[Begin Data excerpts]
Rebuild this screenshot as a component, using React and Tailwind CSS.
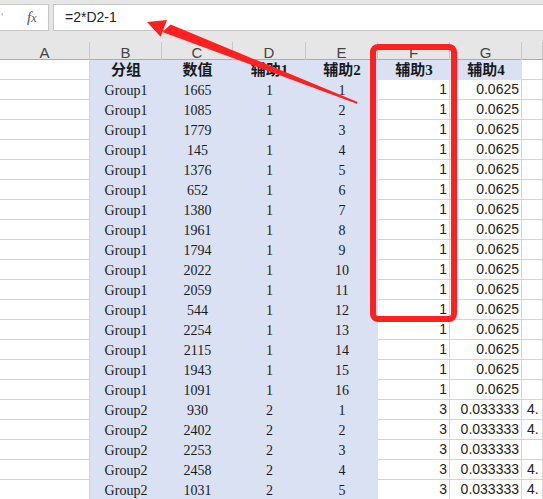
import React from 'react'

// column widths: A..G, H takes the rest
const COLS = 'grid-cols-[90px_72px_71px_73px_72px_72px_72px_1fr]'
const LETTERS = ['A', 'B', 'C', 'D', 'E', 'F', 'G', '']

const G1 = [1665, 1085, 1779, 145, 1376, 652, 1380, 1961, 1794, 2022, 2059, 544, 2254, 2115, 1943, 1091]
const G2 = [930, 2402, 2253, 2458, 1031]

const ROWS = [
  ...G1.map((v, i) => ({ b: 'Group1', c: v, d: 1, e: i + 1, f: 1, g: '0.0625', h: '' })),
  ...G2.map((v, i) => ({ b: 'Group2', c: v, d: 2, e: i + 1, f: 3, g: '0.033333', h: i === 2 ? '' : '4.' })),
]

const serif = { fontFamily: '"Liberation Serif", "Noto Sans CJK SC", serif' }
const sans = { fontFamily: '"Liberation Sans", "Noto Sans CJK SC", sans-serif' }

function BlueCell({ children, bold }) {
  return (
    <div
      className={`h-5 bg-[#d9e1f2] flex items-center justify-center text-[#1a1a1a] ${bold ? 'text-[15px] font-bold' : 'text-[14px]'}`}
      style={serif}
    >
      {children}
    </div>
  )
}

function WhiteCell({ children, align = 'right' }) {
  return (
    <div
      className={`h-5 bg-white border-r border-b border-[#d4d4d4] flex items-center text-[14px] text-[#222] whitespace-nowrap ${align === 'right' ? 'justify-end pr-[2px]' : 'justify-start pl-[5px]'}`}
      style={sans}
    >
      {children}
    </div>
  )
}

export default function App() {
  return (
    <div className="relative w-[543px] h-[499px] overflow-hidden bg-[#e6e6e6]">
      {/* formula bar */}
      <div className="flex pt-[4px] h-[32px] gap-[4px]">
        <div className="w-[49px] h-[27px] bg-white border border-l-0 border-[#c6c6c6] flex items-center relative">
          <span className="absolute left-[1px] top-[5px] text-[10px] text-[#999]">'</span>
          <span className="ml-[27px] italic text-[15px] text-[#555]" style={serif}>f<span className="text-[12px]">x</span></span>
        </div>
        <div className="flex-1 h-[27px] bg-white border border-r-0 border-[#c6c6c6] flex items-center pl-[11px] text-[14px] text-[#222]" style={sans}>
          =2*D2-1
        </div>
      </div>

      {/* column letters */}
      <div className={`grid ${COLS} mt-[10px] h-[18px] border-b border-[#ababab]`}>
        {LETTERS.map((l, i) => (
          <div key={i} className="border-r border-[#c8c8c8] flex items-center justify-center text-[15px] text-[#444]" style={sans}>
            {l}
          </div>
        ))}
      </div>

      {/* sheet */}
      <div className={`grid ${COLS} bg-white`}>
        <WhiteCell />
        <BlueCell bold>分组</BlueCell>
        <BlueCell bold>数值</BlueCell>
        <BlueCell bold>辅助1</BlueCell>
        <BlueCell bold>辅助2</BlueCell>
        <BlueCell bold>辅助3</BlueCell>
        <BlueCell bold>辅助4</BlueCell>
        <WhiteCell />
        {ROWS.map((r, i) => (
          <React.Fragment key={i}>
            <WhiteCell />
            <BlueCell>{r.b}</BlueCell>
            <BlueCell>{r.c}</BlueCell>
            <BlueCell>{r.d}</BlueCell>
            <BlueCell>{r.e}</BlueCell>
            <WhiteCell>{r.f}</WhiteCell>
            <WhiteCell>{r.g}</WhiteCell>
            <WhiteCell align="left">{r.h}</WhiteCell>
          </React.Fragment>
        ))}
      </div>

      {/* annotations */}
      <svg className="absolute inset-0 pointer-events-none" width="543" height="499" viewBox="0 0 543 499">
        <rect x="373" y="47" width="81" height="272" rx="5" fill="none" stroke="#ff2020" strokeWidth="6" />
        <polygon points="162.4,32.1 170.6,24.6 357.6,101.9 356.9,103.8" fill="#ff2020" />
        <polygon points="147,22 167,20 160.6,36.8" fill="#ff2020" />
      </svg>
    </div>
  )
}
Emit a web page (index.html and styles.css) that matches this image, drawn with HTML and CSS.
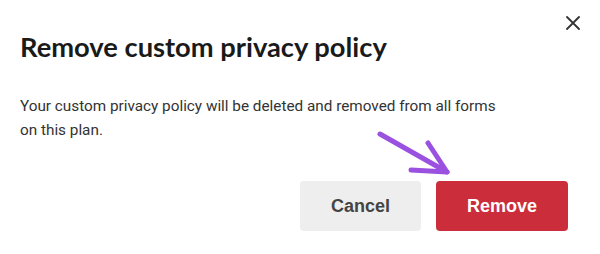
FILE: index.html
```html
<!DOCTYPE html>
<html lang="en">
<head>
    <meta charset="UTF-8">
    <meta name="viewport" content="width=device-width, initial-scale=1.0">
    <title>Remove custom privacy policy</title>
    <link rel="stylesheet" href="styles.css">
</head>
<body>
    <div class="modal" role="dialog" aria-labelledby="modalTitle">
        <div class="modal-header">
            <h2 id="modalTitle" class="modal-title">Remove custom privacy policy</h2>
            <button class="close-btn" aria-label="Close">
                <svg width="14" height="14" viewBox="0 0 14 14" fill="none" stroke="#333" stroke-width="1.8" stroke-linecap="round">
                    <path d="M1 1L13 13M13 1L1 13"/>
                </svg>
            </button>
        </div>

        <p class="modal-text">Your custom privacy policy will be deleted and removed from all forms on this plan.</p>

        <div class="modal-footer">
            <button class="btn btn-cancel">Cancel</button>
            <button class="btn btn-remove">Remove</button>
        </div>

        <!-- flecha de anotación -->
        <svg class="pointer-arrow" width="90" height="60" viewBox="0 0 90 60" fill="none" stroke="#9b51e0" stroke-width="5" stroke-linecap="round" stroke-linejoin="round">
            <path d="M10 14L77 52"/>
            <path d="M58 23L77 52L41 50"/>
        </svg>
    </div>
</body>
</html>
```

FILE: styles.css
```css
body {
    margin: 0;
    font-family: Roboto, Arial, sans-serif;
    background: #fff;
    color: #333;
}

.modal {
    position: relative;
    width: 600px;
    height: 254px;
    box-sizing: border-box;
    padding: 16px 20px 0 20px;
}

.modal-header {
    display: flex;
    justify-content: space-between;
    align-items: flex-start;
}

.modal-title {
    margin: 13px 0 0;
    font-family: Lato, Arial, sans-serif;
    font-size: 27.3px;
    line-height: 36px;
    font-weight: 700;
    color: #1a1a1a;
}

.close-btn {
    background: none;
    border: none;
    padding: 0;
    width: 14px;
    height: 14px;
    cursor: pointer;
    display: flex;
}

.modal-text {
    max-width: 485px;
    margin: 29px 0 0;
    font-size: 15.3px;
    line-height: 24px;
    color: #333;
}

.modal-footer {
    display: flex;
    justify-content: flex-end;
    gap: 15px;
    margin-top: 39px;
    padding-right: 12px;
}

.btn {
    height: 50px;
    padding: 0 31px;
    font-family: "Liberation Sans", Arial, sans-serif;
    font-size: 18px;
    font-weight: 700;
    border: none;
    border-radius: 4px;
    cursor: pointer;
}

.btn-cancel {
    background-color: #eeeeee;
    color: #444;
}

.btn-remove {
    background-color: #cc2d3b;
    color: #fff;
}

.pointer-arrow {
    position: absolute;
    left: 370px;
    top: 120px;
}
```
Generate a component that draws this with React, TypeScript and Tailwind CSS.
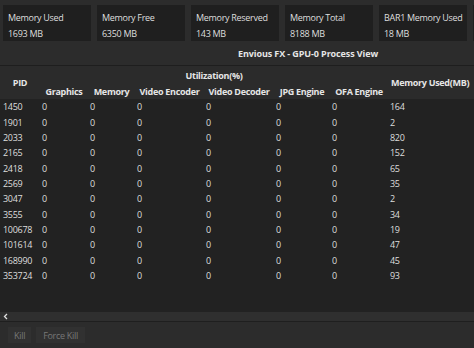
[End Data excerpts]
## Description of the task
Without including any picture, repeat the data exactly.

## Output
Rebuild this screenshot as a component, using React and Tailwind CSS.
import React from 'react'

// column widths: A..G, H takes the rest
const COLS = 'grid-cols-[90px_72px_71px_73px_72px_72px_72px_1fr]'
const LETTERS = ['A', 'B', 'C', 'D', 'E', 'F', 'G', '']

const G1 = [1665, 1085, 1779, 145, 1376, 652, 1380, 1961, 1794, 2022, 2059, 544, 2254, 2115, 1943, 1091]
const G2 = [930, 2402, 2253, 2458, 1031]

const ROWS = [
  ...G1.map((v, i) => ({ b: 'Group1', c: v, d: 1, e: i + 1, f: 1, g: '0.0625', h: '' })),
  ...G2.map((v, i) => ({ b: 'Group2', c: v, d: 2, e: i + 1, f: 3, g: '0.033333', h: i === 2 ? '' : '4.' })),
]

const serif = { fontFamily: '"Liberation Serif", "Noto Sans CJK SC", serif' }
const sans = { fontFamily: '"Liberation Sans", "Noto Sans CJK SC", sans-serif' }

function BlueCell({ children, bold }) {
  return (
    <div
      className={`h-5 bg-[#d9e1f2] flex items-center justify-center text-[#1a1a1a] ${bold ? 'text-[15px] font-bold' : 'text-[14px]'}`}
      style={serif}
    >
      {children}
    </div>
  )
}

function WhiteCell({ children, align = 'right' }) {
  return (
    <div
      className={`h-5 bg-white border-r border-b border-[#d4d4d4] flex items-center text-[14px] text-[#222] whitespace-nowrap ${align === 'right' ? 'justify-end pr-[2px]' : 'justify-start pl-[5px]'}`}
      style={sans}
    >
      {children}
    </div>
  )
}

export default function App() {
  return (
    <div className="relative w-[543px] h-[499px] overflow-hidden bg-[#e6e6e6]">
      {/* formula bar */}
      <div className="flex pt-[4px] h-[32px] gap-[4px]">
        <div className="w-[49px] h-[27px] bg-white border border-l-0 border-[#c6c6c6] flex items-center relative">
          <span className="absolute left-[1px] top-[5px] text-[10px] text-[#999]">'</span>
          <span className="ml-[27px] italic text-[15px] text-[#555]" style={serif}>f<span className="text-[12px]">x</span></span>
        </div>
        <div className="flex-1 h-[27px] bg-white border border-r-0 border-[#c6c6c6] flex items-center pl-[11px] text-[14px] text-[#222]" style={sans}>
          =2*D2-1
        </div>
      </div>

      {/* column letters */}
      <div className={`grid ${COLS} mt-[10px] h-[18px] border-b border-[#ababab]`}>
        {LETTERS.map((l, i) => (
          <div key={i} className="border-r border-[#c8c8c8] flex items-center justify-center text-[15px] text-[#444]" style={sans}>
            {l}
          </div>
        ))}
      </div>

      {/* sheet */}
      <div className={`grid ${COLS} bg-white`}>
        <WhiteCell />
        <BlueCell bold>分组</BlueCell>
        <BlueCell bold>数值</BlueCell>
        <BlueCell bold>辅助1</BlueCell>
        <BlueCell bold>辅助2</BlueCell>
        <BlueCell bold>辅助3</BlueCell>
        <BlueCell bold>辅助4</BlueCell>
        <WhiteCell />
        {ROWS.map((r, i) => (
          <React.Fragment key={i}>
            <WhiteCell />
            <BlueCell>{r.b}</BlueCell>
            <BlueCell>{r.c}</BlueCell>
            <BlueCell>{r.d}</BlueCell>
            <BlueCell>{r.e}</BlueCell>
            <WhiteCell>{r.f}</WhiteCell>
            <WhiteCell>{r.g}</WhiteCell>
            <WhiteCell align="left">{r.h}</WhiteCell>
          </React.Fragment>
        ))}
      </div>

      {/* annotations */}
      <svg className="absolute inset-0 pointer-events-none" width="543" height="499" viewBox="0 0 543 499">
        <rect x="373" y="47" width="81" height="272" rx="5" fill="none" stroke="#ff2020" strokeWidth="6" />
        <polygon points="162.4,32.1 170.6,24.6 357.6,101.9 356.9,103.8" fill="#ff2020" />
        <polygon points="147,22 167,20 160.6,36.8" fill="#ff2020" />
      </svg>
    </div>
  )
}
Emit a web page (index.html and styles.css) that matches this image, drawn with HTML and CSS.
FILE: index.html
```html
<!DOCTYPE html>
<html lang="en">
<head>
    <meta charset="UTF-8">
    <meta name="viewport" content="width=device-width, initial-scale=1.0">
    <title>Remove custom privacy policy</title>
    <link rel="stylesheet" href="styles.css">
</head>
<body>
    <div class="modal" role="dialog" aria-labelledby="modalTitle">
        <div class="modal-header">
            <h2 id="modalTitle" class="modal-title">Remove custom privacy policy</h2>
            <button class="close-btn" aria-label="Close">
                <svg width="14" height="14" viewBox="0 0 14 14" fill="none" stroke="#333" stroke-width="1.8" stroke-linecap="round">
                    <path d="M1 1L13 13M13 1L1 13"/>
                </svg>
            </button>
        </div>

        <p class="modal-text">Your custom privacy policy will be deleted and removed from all forms on this plan.</p>

        <div class="modal-footer">
            <button class="btn btn-cancel">Cancel</button>
            <button class="btn btn-remove">Remove</button>
        </div>

        <!-- flecha de anotación -->
        <svg class="pointer-arrow" width="90" height="60" viewBox="0 0 90 60" fill="none" stroke="#9b51e0" stroke-width="5" stroke-linecap="round" stroke-linejoin="round">
            <path d="M10 14L77 52"/>
            <path d="M58 23L77 52L41 50"/>
        </svg>
    </div>
</body>
</html>
```

FILE: styles.css
```css
body {
    margin: 0;
    font-family: Roboto, Arial, sans-serif;
    background: #fff;
    color: #333;
}

.modal {
    position: relative;
    width: 600px;
    height: 254px;
    box-sizing: border-box;
    padding: 16px 20px 0 20px;
}

.modal-header {
    display: flex;
    justify-content: space-between;
    align-items: flex-start;
}

.modal-title {
    margin: 13px 0 0;
    font-family: Lato, Arial, sans-serif;
    font-size: 27.3px;
    line-height: 36px;
    font-weight: 700;
    color: #1a1a1a;
}

.close-btn {
    background: none;
    border: none;
    padding: 0;
    width: 14px;
    height: 14px;
    cursor: pointer;
    display: flex;
}

.modal-text {
    max-width: 485px;
    margin: 29px 0 0;
    font-size: 15.3px;
    line-height: 24px;
    color: #333;
}

.modal-footer {
    display: flex;
    justify-content: flex-end;
    gap: 15px;
    margin-top: 39px;
    padding-right: 12px;
}

.btn {
    height: 50px;
    padding: 0 31px;
    font-family: "Liberation Sans", Arial, sans-serif;
    font-size: 18px;
    font-weight: 700;
    border: none;
    border-radius: 4px;
    cursor: pointer;
}

.btn-cancel {
    background-color: #eeeeee;
    color: #444;
}

.btn-remove {
    background-color: #cc2d3b;
    color: #fff;
}

.pointer-arrow {
    position: absolute;
    left: 370px;
    top: 120px;
}
```
Generate a component that draws this with React, TypeScript and Tailwind CSS.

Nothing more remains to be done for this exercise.